Data:
+ + + +
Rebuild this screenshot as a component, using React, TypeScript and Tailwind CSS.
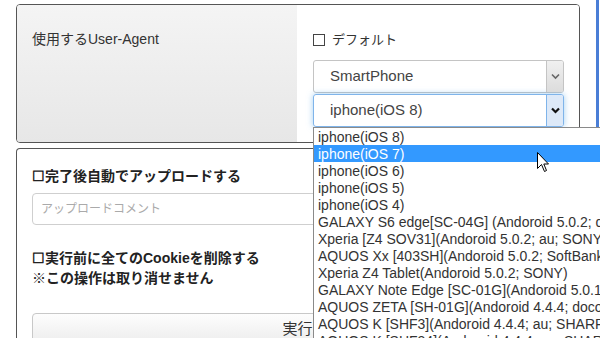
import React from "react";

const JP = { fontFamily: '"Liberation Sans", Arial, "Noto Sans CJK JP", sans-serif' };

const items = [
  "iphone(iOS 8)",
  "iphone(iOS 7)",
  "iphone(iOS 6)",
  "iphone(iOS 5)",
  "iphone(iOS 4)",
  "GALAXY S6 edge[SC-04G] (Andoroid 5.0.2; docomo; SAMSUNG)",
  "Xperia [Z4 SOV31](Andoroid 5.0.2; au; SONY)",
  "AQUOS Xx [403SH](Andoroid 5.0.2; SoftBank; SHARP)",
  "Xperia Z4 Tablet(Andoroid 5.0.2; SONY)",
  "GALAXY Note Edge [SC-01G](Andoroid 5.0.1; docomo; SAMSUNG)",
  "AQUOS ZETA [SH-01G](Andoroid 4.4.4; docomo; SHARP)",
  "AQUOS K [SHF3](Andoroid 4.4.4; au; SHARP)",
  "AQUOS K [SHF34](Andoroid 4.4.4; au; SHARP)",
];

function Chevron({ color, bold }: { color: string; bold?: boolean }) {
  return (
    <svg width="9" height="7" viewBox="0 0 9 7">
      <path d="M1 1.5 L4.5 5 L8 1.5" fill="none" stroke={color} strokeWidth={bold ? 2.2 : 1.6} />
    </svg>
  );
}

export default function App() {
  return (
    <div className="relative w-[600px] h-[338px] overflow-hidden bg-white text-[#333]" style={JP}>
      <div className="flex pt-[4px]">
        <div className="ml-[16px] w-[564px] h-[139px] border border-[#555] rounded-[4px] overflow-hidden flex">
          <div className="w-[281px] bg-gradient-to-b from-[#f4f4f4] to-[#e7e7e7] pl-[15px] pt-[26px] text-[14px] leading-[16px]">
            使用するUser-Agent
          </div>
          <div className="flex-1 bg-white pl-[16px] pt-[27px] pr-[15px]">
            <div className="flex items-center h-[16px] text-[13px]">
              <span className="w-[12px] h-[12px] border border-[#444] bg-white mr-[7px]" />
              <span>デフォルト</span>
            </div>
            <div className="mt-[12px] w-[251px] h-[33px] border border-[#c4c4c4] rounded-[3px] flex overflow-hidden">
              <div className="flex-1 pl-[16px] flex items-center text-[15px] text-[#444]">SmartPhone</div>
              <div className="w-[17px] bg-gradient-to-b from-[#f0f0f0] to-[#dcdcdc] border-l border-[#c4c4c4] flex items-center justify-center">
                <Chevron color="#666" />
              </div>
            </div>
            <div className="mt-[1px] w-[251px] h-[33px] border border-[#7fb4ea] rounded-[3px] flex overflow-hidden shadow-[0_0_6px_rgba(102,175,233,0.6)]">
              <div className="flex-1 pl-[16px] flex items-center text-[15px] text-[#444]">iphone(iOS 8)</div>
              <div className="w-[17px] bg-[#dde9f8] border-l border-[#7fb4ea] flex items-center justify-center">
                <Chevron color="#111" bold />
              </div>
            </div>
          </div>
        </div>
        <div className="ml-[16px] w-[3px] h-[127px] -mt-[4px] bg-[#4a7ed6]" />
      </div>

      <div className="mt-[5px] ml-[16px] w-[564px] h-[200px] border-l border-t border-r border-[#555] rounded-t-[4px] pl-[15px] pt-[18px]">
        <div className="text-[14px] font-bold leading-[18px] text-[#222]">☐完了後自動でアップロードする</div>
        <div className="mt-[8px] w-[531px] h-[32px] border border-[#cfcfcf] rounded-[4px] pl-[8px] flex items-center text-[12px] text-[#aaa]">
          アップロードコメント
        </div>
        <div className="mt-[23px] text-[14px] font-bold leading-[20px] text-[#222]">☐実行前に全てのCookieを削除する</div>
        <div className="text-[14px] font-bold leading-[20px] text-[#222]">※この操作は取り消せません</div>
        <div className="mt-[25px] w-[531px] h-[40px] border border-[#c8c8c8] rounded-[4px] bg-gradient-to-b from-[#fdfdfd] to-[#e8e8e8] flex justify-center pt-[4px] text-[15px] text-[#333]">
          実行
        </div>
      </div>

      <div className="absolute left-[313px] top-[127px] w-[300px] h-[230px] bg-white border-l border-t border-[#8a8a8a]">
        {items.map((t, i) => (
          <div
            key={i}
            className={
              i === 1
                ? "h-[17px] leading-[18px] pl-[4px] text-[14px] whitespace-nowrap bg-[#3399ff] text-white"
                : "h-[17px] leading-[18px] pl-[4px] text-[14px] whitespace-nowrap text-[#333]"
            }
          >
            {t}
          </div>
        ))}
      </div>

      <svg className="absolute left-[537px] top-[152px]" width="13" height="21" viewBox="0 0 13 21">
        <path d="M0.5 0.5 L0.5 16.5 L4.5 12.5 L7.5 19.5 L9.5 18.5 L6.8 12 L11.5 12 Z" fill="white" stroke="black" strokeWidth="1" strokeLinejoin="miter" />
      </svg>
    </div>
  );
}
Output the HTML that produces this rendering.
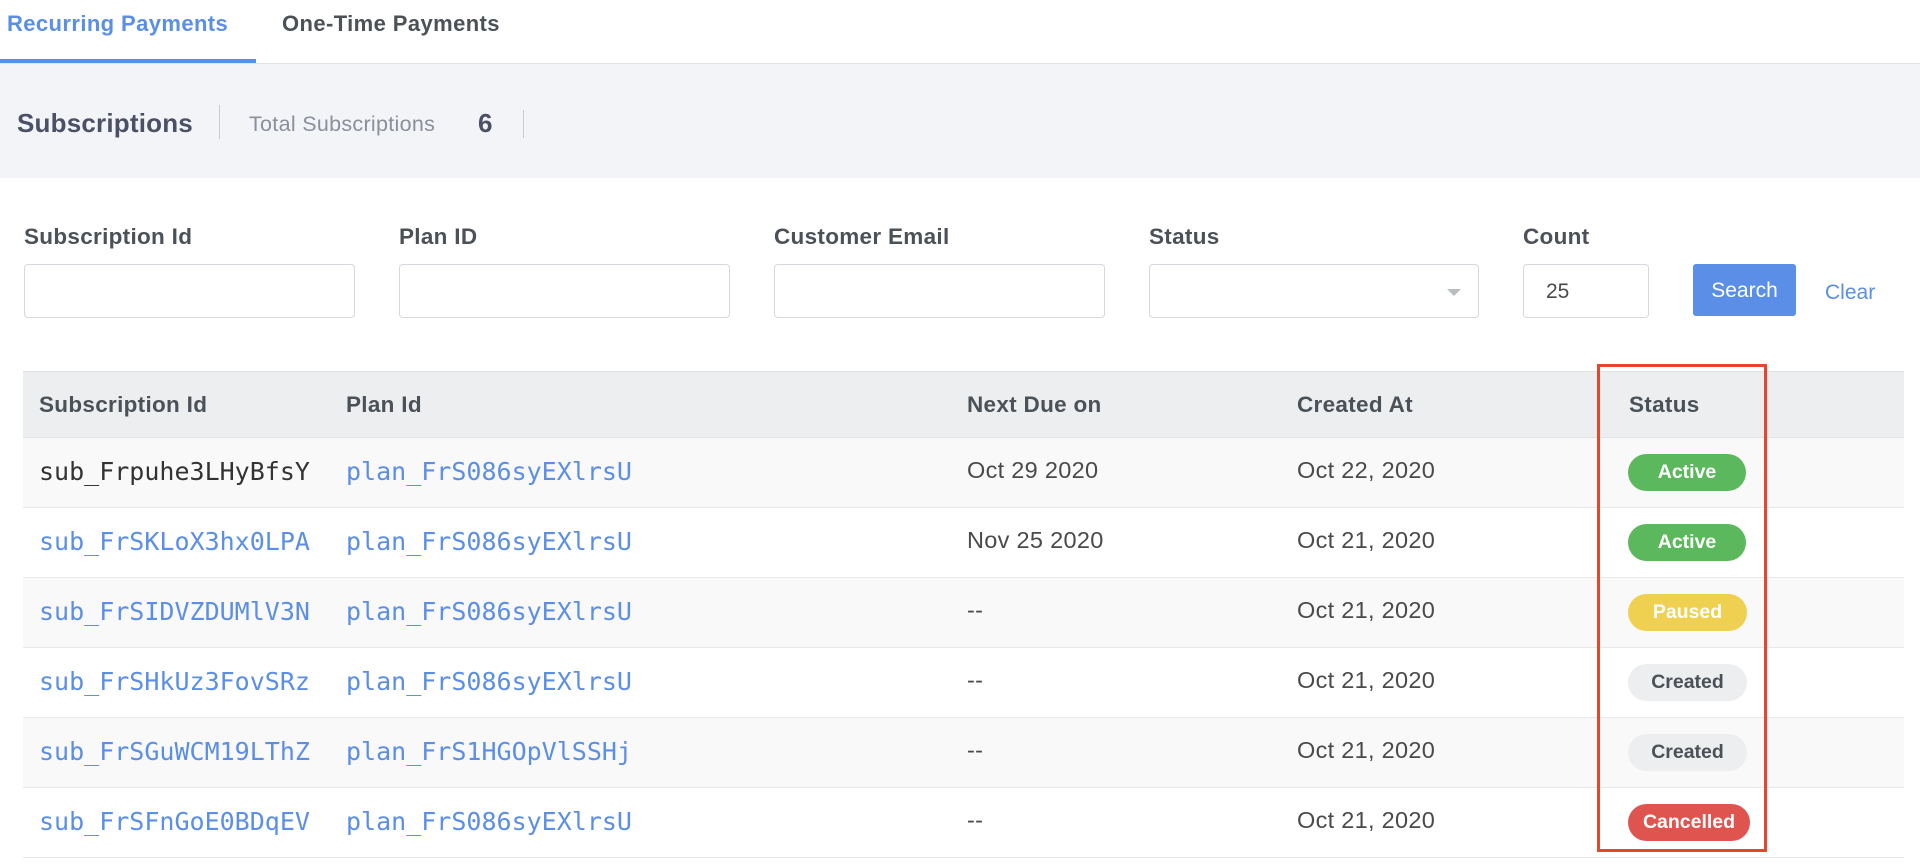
+ + + +
Problem description: The pictures should not appear in the copy; every other part of the records above must be returned exactly.

Solution to this task:
Rebuild this screenshot as a component, using React, TypeScript and Tailwind CSS.
import React from "react";

const JP = { fontFamily: '"Liberation Sans", Arial, "Noto Sans CJK JP", sans-serif' };

const items = [
  "iphone(iOS 8)",
  "iphone(iOS 7)",
  "iphone(iOS 6)",
  "iphone(iOS 5)",
  "iphone(iOS 4)",
  "GALAXY S6 edge[SC-04G] (Andoroid 5.0.2; docomo; SAMSUNG)",
  "Xperia [Z4 SOV31](Andoroid 5.0.2; au; SONY)",
  "AQUOS Xx [403SH](Andoroid 5.0.2; SoftBank; SHARP)",
  "Xperia Z4 Tablet(Andoroid 5.0.2; SONY)",
  "GALAXY Note Edge [SC-01G](Andoroid 5.0.1; docomo; SAMSUNG)",
  "AQUOS ZETA [SH-01G](Andoroid 4.4.4; docomo; SHARP)",
  "AQUOS K [SHF3](Andoroid 4.4.4; au; SHARP)",
  "AQUOS K [SHF34](Andoroid 4.4.4; au; SHARP)",
];

function Chevron({ color, bold }: { color: string; bold?: boolean }) {
  return (
    <svg width="9" height="7" viewBox="0 0 9 7">
      <path d="M1 1.5 L4.5 5 L8 1.5" fill="none" stroke={color} strokeWidth={bold ? 2.2 : 1.6} />
    </svg>
  );
}

export default function App() {
  return (
    <div className="relative w-[600px] h-[338px] overflow-hidden bg-white text-[#333]" style={JP}>
      <div className="flex pt-[4px]">
        <div className="ml-[16px] w-[564px] h-[139px] border border-[#555] rounded-[4px] overflow-hidden flex">
          <div className="w-[281px] bg-gradient-to-b from-[#f4f4f4] to-[#e7e7e7] pl-[15px] pt-[26px] text-[14px] leading-[16px]">
            使用するUser-Agent
          </div>
          <div className="flex-1 bg-white pl-[16px] pt-[27px] pr-[15px]">
            <div className="flex items-center h-[16px] text-[13px]">
              <span className="w-[12px] h-[12px] border border-[#444] bg-white mr-[7px]" />
              <span>デフォルト</span>
            </div>
            <div className="mt-[12px] w-[251px] h-[33px] border border-[#c4c4c4] rounded-[3px] flex overflow-hidden">
              <div className="flex-1 pl-[16px] flex items-center text-[15px] text-[#444]">SmartPhone</div>
              <div className="w-[17px] bg-gradient-to-b from-[#f0f0f0] to-[#dcdcdc] border-l border-[#c4c4c4] flex items-center justify-center">
                <Chevron color="#666" />
              </div>
            </div>
            <div className="mt-[1px] w-[251px] h-[33px] border border-[#7fb4ea] rounded-[3px] flex overflow-hidden shadow-[0_0_6px_rgba(102,175,233,0.6)]">
              <div className="flex-1 pl-[16px] flex items-center text-[15px] text-[#444]">iphone(iOS 8)</div>
              <div className="w-[17px] bg-[#dde9f8] border-l border-[#7fb4ea] flex items-center justify-center">
                <Chevron color="#111" bold />
              </div>
            </div>
          </div>
        </div>
        <div className="ml-[16px] w-[3px] h-[127px] -mt-[4px] bg-[#4a7ed6]" />
      </div>

      <div className="mt-[5px] ml-[16px] w-[564px] h-[200px] border-l border-t border-r border-[#555] rounded-t-[4px] pl-[15px] pt-[18px]">
        <div className="text-[14px] font-bold leading-[18px] text-[#222]">☐完了後自動でアップロードする</div>
        <div className="mt-[8px] w-[531px] h-[32px] border border-[#cfcfcf] rounded-[4px] pl-[8px] flex items-center text-[12px] text-[#aaa]">
          アップロードコメント
        </div>
        <div className="mt-[23px] text-[14px] font-bold leading-[20px] text-[#222]">☐実行前に全てのCookieを削除する</div>
        <div className="text-[14px] font-bold leading-[20px] text-[#222]">※この操作は取り消せません</div>
        <div className="mt-[25px] w-[531px] h-[40px] border border-[#c8c8c8] rounded-[4px] bg-gradient-to-b from-[#fdfdfd] to-[#e8e8e8] flex justify-center pt-[4px] text-[15px] text-[#333]">
          実行
        </div>
      </div>

      <div className="absolute left-[313px] top-[127px] w-[300px] h-[230px] bg-white border-l border-t border-[#8a8a8a]">
        {items.map((t, i) => (
          <div
            key={i}
            className={
              i === 1
                ? "h-[17px] leading-[18px] pl-[4px] text-[14px] whitespace-nowrap bg-[#3399ff] text-white"
                : "h-[17px] leading-[18px] pl-[4px] text-[14px] whitespace-nowrap text-[#333]"
            }
          >
            {t}
          </div>
        ))}
      </div>

      <svg className="absolute left-[537px] top-[152px]" width="13" height="21" viewBox="0 0 13 21">
        <path d="M0.5 0.5 L0.5 16.5 L4.5 12.5 L7.5 19.5 L9.5 18.5 L6.8 12 L11.5 12 Z" fill="white" stroke="black" strokeWidth="1" strokeLinejoin="miter" />
      </svg>
    </div>
  );
}
Output the HTML that produces this rendering.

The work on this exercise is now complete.